## Begin

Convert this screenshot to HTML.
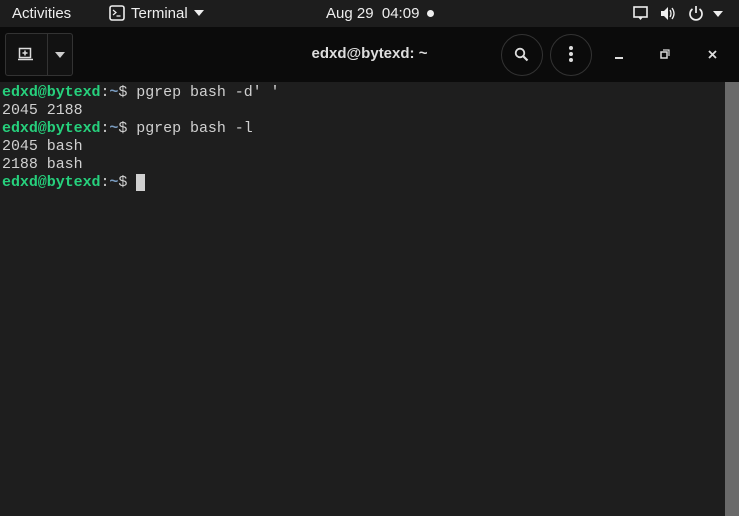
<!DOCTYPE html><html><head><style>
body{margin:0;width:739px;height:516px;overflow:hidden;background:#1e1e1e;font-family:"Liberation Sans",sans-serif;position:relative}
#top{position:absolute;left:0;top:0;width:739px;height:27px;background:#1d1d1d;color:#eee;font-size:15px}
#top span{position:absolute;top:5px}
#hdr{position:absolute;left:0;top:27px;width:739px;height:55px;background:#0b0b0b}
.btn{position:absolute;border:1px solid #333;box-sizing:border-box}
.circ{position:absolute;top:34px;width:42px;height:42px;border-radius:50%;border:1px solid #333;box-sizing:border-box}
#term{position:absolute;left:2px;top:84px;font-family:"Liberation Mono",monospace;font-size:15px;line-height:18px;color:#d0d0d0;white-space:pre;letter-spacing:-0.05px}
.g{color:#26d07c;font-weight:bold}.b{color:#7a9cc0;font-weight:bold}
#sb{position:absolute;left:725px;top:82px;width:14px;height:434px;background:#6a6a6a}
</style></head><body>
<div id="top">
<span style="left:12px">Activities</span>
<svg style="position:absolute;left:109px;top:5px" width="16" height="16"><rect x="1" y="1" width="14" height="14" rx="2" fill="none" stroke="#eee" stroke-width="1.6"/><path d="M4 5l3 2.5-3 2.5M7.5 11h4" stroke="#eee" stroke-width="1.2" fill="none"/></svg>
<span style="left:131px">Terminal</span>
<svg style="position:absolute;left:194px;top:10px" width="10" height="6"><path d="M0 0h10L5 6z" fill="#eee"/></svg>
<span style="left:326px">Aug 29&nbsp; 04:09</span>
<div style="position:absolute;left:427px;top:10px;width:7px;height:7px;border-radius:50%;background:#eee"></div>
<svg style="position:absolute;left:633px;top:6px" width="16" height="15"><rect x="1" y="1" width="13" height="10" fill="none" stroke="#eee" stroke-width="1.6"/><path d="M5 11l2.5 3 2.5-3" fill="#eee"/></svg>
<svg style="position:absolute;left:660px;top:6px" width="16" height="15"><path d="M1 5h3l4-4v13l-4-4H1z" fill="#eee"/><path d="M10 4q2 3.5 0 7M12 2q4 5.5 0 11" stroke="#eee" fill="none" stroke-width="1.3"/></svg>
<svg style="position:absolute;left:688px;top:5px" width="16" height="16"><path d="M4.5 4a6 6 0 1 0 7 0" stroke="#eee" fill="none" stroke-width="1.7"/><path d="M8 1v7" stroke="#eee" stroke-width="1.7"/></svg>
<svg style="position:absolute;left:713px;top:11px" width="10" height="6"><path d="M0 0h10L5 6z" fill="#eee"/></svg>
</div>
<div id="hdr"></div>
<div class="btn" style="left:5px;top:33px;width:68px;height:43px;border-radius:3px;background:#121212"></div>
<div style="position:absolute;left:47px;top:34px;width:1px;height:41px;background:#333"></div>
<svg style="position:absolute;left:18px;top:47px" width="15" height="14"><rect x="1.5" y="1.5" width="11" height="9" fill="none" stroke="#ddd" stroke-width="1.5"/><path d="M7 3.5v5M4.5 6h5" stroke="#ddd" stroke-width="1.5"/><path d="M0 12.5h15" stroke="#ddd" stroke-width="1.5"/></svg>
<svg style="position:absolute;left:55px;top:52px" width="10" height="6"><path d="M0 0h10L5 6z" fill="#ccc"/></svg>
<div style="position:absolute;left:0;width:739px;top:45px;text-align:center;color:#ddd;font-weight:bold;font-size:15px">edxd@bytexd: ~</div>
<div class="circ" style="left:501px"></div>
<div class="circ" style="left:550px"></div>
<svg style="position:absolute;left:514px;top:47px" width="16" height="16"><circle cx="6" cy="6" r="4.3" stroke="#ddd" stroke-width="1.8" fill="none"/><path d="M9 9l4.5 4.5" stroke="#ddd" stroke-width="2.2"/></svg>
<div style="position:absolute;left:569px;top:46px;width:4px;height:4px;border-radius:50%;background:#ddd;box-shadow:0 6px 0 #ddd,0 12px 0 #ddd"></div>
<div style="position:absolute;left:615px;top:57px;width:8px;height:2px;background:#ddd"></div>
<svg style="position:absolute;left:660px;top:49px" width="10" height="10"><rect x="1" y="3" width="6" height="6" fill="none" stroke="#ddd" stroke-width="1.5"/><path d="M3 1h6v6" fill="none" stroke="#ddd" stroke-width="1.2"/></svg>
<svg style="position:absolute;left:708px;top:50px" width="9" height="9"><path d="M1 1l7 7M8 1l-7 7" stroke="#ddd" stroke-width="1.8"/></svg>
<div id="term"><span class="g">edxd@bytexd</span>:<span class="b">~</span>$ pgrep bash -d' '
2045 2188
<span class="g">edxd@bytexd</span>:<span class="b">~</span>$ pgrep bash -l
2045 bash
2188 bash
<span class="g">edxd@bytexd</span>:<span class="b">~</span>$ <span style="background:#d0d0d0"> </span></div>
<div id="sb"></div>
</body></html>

## End

**TASK PROMPT:**
Every line should be retyped exactly, with the pictures omitted.

**SOLVED EXERCISE:**
Convert this screenshot to HTML.
<!DOCTYPE html><html><head><style>
body{margin:0;width:739px;height:516px;overflow:hidden;background:#1e1e1e;font-family:"Liberation Sans",sans-serif;position:relative}
#top{position:absolute;left:0;top:0;width:739px;height:27px;background:#1d1d1d;color:#eee;font-size:15px}
#top span{position:absolute;top:5px}
#hdr{position:absolute;left:0;top:27px;width:739px;height:55px;background:#0b0b0b}
.btn{position:absolute;border:1px solid #333;box-sizing:border-box}
.circ{position:absolute;top:34px;width:42px;height:42px;border-radius:50%;border:1px solid #333;box-sizing:border-box}
#term{position:absolute;left:2px;top:84px;font-family:"Liberation Mono",monospace;font-size:15px;line-height:18px;color:#d0d0d0;white-space:pre;letter-spacing:-0.05px}
.g{color:#26d07c;font-weight:bold}.b{color:#7a9cc0;font-weight:bold}
#sb{position:absolute;left:725px;top:82px;width:14px;height:434px;background:#6a6a6a}
</style></head><body>
<div id="top">
<span style="left:12px">Activities</span>
<svg style="position:absolute;left:109px;top:5px" width="16" height="16"><rect x="1" y="1" width="14" height="14" rx="2" fill="none" stroke="#eee" stroke-width="1.6"/><path d="M4 5l3 2.5-3 2.5M7.5 11h4" stroke="#eee" stroke-width="1.2" fill="none"/></svg>
<span style="left:131px">Terminal</span>
<svg style="position:absolute;left:194px;top:10px" width="10" height="6"><path d="M0 0h10L5 6z" fill="#eee"/></svg>
<span style="left:326px">Aug 29&nbsp; 04:09</span>
<div style="position:absolute;left:427px;top:10px;width:7px;height:7px;border-radius:50%;background:#eee"></div>
<svg style="position:absolute;left:633px;top:6px" width="16" height="15"><rect x="1" y="1" width="13" height="10" fill="none" stroke="#eee" stroke-width="1.6"/><path d="M5 11l2.5 3 2.5-3" fill="#eee"/></svg>
<svg style="position:absolute;left:660px;top:6px" width="16" height="15"><path d="M1 5h3l4-4v13l-4-4H1z" fill="#eee"/><path d="M10 4q2 3.5 0 7M12 2q4 5.5 0 11" stroke="#eee" fill="none" stroke-width="1.3"/></svg>
<svg style="position:absolute;left:688px;top:5px" width="16" height="16"><path d="M4.5 4a6 6 0 1 0 7 0" stroke="#eee" fill="none" stroke-width="1.7"/><path d="M8 1v7" stroke="#eee" stroke-width="1.7"/></svg>
<svg style="position:absolute;left:713px;top:11px" width="10" height="6"><path d="M0 0h10L5 6z" fill="#eee"/></svg>
</div>
<div id="hdr"></div>
<div class="btn" style="left:5px;top:33px;width:68px;height:43px;border-radius:3px;background:#121212"></div>
<div style="position:absolute;left:47px;top:34px;width:1px;height:41px;background:#333"></div>
<svg style="position:absolute;left:18px;top:47px" width="15" height="14"><rect x="1.5" y="1.5" width="11" height="9" fill="none" stroke="#ddd" stroke-width="1.5"/><path d="M7 3.5v5M4.5 6h5" stroke="#ddd" stroke-width="1.5"/><path d="M0 12.5h15" stroke="#ddd" stroke-width="1.5"/></svg>
<svg style="position:absolute;left:55px;top:52px" width="10" height="6"><path d="M0 0h10L5 6z" fill="#ccc"/></svg>
<div style="position:absolute;left:0;width:739px;top:45px;text-align:center;color:#ddd;font-weight:bold;font-size:15px">edxd@bytexd: ~</div>
<div class="circ" style="left:501px"></div>
<div class="circ" style="left:550px"></div>
<svg style="position:absolute;left:514px;top:47px" width="16" height="16"><circle cx="6" cy="6" r="4.3" stroke="#ddd" stroke-width="1.8" fill="none"/><path d="M9 9l4.5 4.5" stroke="#ddd" stroke-width="2.2"/></svg>
<div style="position:absolute;left:569px;top:46px;width:4px;height:4px;border-radius:50%;background:#ddd;box-shadow:0 6px 0 #ddd,0 12px 0 #ddd"></div>
<div style="position:absolute;left:615px;top:57px;width:8px;height:2px;background:#ddd"></div>
<svg style="position:absolute;left:660px;top:49px" width="10" height="10"><rect x="1" y="3" width="6" height="6" fill="none" stroke="#ddd" stroke-width="1.5"/><path d="M3 1h6v6" fill="none" stroke="#ddd" stroke-width="1.2"/></svg>
<svg style="position:absolute;left:708px;top:50px" width="9" height="9"><path d="M1 1l7 7M8 1l-7 7" stroke="#ddd" stroke-width="1.8"/></svg>
<div id="term"><span class="g">edxd@bytexd</span>:<span class="b">~</span>$ pgrep bash -d' '
2045 2188
<span class="g">edxd@bytexd</span>:<span class="b">~</span>$ pgrep bash -l
2045 bash
2188 bash
<span class="g">edxd@bytexd</span>:<span class="b">~</span>$ <span style="background:#d0d0d0"> </span></div>
<div id="sb"></div>
</body></html>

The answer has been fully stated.